The judgment of the lower court is affirmed save as to Robert H. Hogg Jr. As to him, it is reversed in part and remanded with direction that his tax be redetermined in accordance with this opinion, Robert H. Hogg Jr. to be taxed with one-sixth of the costs of this appeal.
Affirmed in part, reversed in part, and remanded with direction.
1. Hogg v. Allen, Collector of Internal Revenue, D.C., 105 F.Supp. 12.
2. Footnote 1, supra. Finding of Fact 29(d).
3. Sections 22(a) and 115, Internal Revenue Code. Treas.Reg. 111, Sec. 29.22 (a)-1.
4. Footnote 1. Finding of Fact 29(h).
5. The Commissioner did not include as income to the partnership the now asserted claim of a similar gain of $1,871 from the exercise of the whiskey purchase rights appurtenant to the 50 shares of Stiga stock. The issue with respect to the income on these rights is, however, also before this court, the total amount involved under the two claims being $24,323.

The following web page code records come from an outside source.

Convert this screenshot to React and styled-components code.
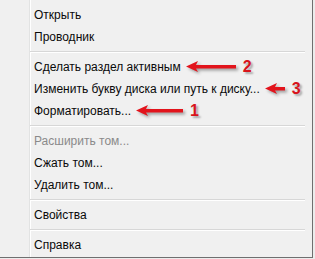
import React from 'react';
import styled, { createGlobalStyle } from 'styled-components';

const GlobalStyle = createGlobalStyle`
	html, body {
		margin: 0;
		padding: 0;
		background: #f4f4f4;
	}
`;

const Frame = styled.div`
	width: 315px;
	height: 259px;
	overflow: hidden;
	background: #ececec;
`;

const Menu = styled.div`
	box-sizing: border-box;
	width: 313px;
	height: 258px;
	padding: 4px 7px 0 0;
	display: flex;
	flex-direction: column;
	background-color: #f0f0f0;
	background-image: linear-gradient(
		to right,
		transparent 29px,
		#e2e3e3 29px,
		#e2e3e3 30px,
		#ffffff 30px,
		#ffffff 31px,
		transparent 31px
	);
	border-right: 1px solid #6f6f6f;
	border-bottom: 1px solid #6f6f6f;
	font-family: 'Liberation Sans', Arial, sans-serif;
	font-size: 12px;
`;

const Item = styled.div`
	height: 22px;
	display: flex;
	align-items: center;
	padding-left: 34px;
	color: ${props => (props.disabled ? '#8a8a8a' : '#0a0a0a')};
	white-space: nowrap;
`;

const Separator = styled.div`
	height: 8px;
	margin-left: 30px;
	display: flex;
	flex-direction: column;
	justify-content: center;

	&::before {
		content: '';
		height: 1px;
		background: #d7d7d7;
	}
	&::after {
		content: '';
		height: 1px;
		background: #ffffff;
	}
`;

const Mark = styled.span`
	display: flex;
	align-items: center;
	margin-left: ${props => props.gap}px;
`;

const Num = styled.span`
	margin-left: 4px;
	font-family: 'Liberation Sans', Arial, sans-serif;
	font-weight: bold;
	font-size: 16px;
	color: #d8141c;
	text-shadow: 2px 2px 2px rgba(0, 0, 0, 0.3);
`;

const Arrow = ({ length, label, gap = 5 }) => (
	<Mark gap={gap}>
		<svg
			width={length + 3}
			height={15}
			viewBox={`0 0 ${length + 3} 15`}
			style={{ filter: 'drop-shadow(2px 2px 1.5px rgba(0,0,0,0.35))' }}
		>
			<polygon
				points={`0,6.5 12,1 10,5 ${length},5 ${length},8.5 10,8.5 12,12`}
				fill="#e2141c"
			/>
		</svg>
		<Num>{label}</Num>
	</Mark>
);

export default function App() {
	return (
		<Frame>
			<GlobalStyle />
			<Menu>
				<Item>Открыть</Item>
				<Item>Проводник</Item>
				<Separator />
				<Item>
					Сделать раздел активным
					<Arrow length={50} label="2" />
				</Item>
				<Item>
					Изменить букву диска или путь к диску...
					<Arrow length={20} label="3" />
				</Item>
				<Item>
					Форматировать...
					<Arrow length={47} label="1" />
				</Item>
				<Separator />
				<Item disabled>Расширить том...</Item>
				<Item>Сжать том...</Item>
				<Item>Удалить том...</Item>
				<Separator />
				<Item>Свойства</Item>
				<Separator />
				<Item>Справка</Item>
			</Menu>
		</Frame>
	);
}
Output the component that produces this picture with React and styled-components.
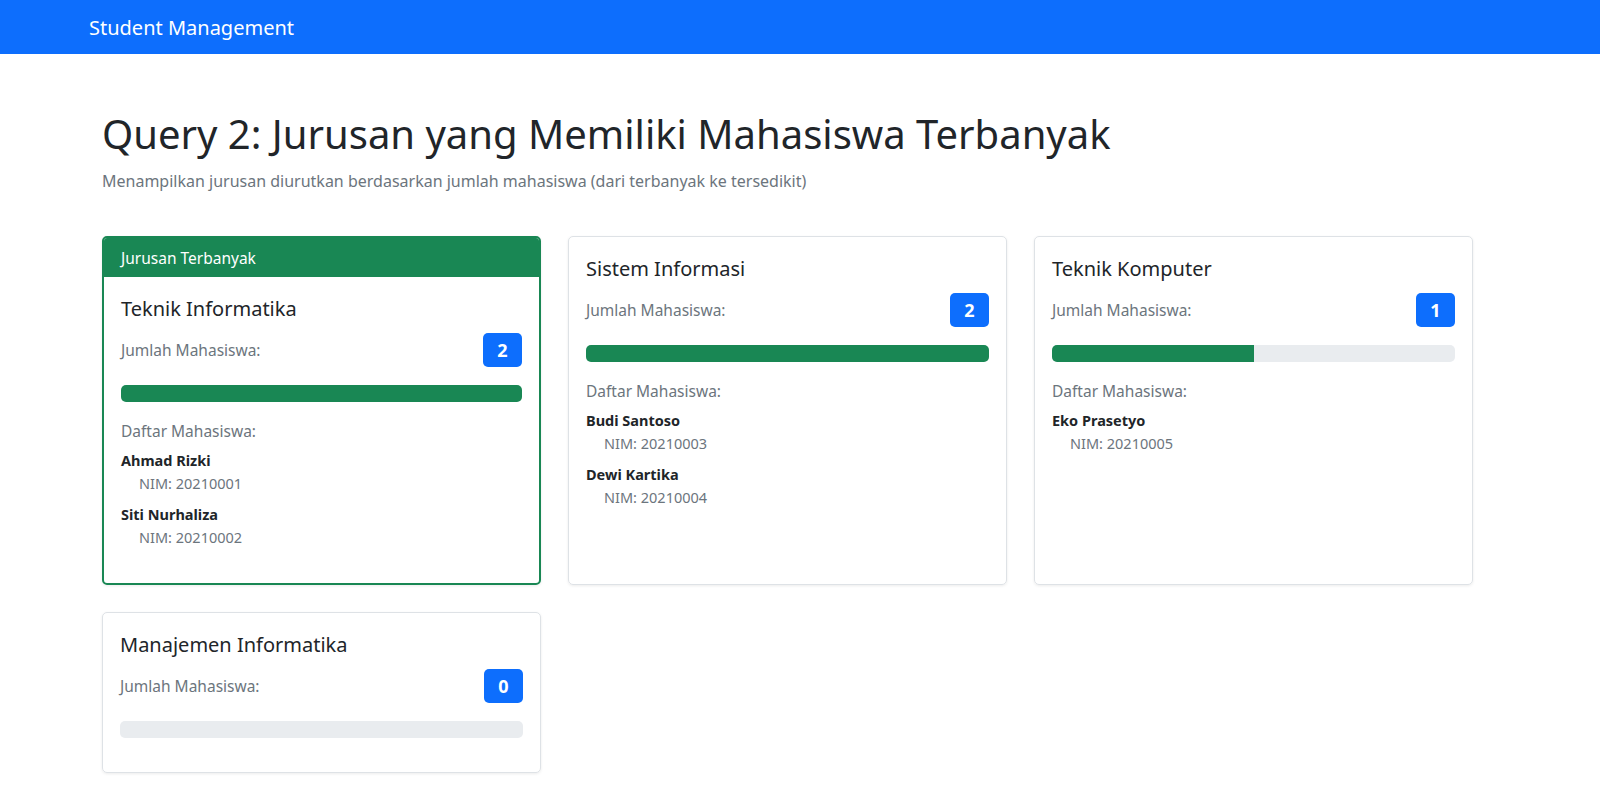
import React from "react";
import styled, { createGlobalStyle } from "styled-components";

const Global = createGlobalStyle`
  body { margin:0; font-family: "Noto Sans","Open Sans",sans-serif; color:#212529; background:#fff; }
  * { box-sizing:border-box; }
`;
const Nav = styled.div`
  height:54px; background:#0d6efd; display:flex; align-items:center; padding-left:89px;
  color:#fff; font-size:20px;
`;
const Main = styled.div` padding:0 102px 40px; `;
const H1 = styled.h1` margin:55px 0 0; font-size:40px; font-weight:400; line-height:50px; `;
const Sub = styled.p` margin:11px 0 0; color:#6c757d; font-size:16px; `;
const Grid = styled.div`
  display:grid; grid-template-columns:repeat(3,439px); column-gap:27px; row-gap:27px; margin-top:44px;
`;
const Card = styled.div`
  border:1px solid ${p=>p.$top?"#198754":"#dee2e6"}; border-width:${p=>p.$top?"2px":"1px"};
  border-radius:5px; box-shadow:0 1px 3px rgba(0,0,0,.08); overflow:hidden; display:flex; flex-direction:column;
`;
const Header = styled.div` background:#198754; color:#fff; font-size:15.5px; height:39px; display:flex; align-items:center; padding:0 17px; `;
const Body = styled.div` padding:19px 17px 34px; `;
const Title = styled.div` font-size:20px; line-height:26px; `;
const Row = styled.div` display:flex; justify-content:space-between; align-items:flex-start; margin-top:11px; `;
const Label = styled.div` color:#6c757d; font-size:15.5px; line-height:34px; margin-top:-16px; padding-top:16px;`;
const Badge = styled.div`
  background:#0d6efd; color:#fff; font-weight:700; font-size:18px; width:39px; height:34px; border-radius:5px;
  display:flex; align-items:center; justify-content:center;
`;
const Track = styled.div` height:17px; background:#e9ecef; border-radius:5px; margin-top:18px; overflow:hidden; `;
const Fill = styled.div` height:100%; background:#198754; `;
const List = styled.div` color:#6c757d; font-size:15.5px; margin-top:17px; line-height:24px; `;
const Name = styled.div` font-weight:700; font-size:14.5px; margin-top:${p=>p.$first?"6px":"8px"}; line-height:22px; color:#212529; `;
const Nim = styled.div` color:#6c757d; font-size:14.5px; padding-left:18px; line-height:24px; `;

const data = [
  { t:"Teknik Informatika", n:2, top:true, s:[["Ahmad Rizki","20210001"],["Siti Nurhaliza","20210002"]] },
  { t:"Sistem Informasi", n:2, s:[["Budi Santoso","20210003"],["Dewi Kartika","20210004"]] },
  { t:"Teknik Komputer", n:1, s:[["Eko Prasetyo","20210005"]] },
  { t:"Manajemen Informatika", n:0, s:[] },
];

export default function App() {
  return (
    <>
      <Global />
      <Nav>Student Management</Nav>
      <Main>
        <H1>Query 2: Jurusan yang Memiliki Mahasiswa Terbanyak</H1>
        <Sub>Menampilkan jurusan diurutkan berdasarkan jumlah mahasiswa (dari terbanyak ke tersedikit)</Sub>
        <Grid>
          {data.map(d => (
            <Card key={d.t} $top={d.top}>
              {d.top && <Header>Jurusan Terbanyak</Header>}
              <Body>
                <Title>{d.t}</Title>
                <Row><Label>Jumlah Mahasiswa:</Label><Badge>{d.n}</Badge></Row>
                <Track><Fill style={{ width: `${d.n / 2 * 100}%` }} /></Track>
                {d.s.length > 0 && (
                  <List>
                    Daftar Mahasiswa:
                    {d.s.map(([a, b], i) => (
                      <div key={b}><Name $first={i===0}>{a}</Name><Nim>NIM: {b}</Nim></div>
                    ))}
                  </List>
                )}
              </Body>
            </Card>
          ))}
        </Grid>
      </Main>
    </>
  );
}
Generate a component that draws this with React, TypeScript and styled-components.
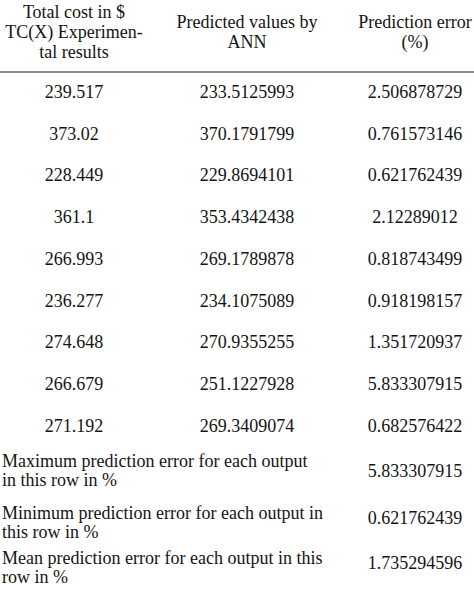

6. The Commissioner, having held that Grace L. Hogg was not a bona fide partner for tax purposes, treated the partnership as being composed of the three sons. The jury in the district court found that she was a partner, and that issue is not raised on these appeals. The government now contends that the entire holding period ended upon the transfer to the partnership, so that the entire gain to the taxpayer was a short-term gain.
7. Footnote 1, supra. Finding of Fact 29(h).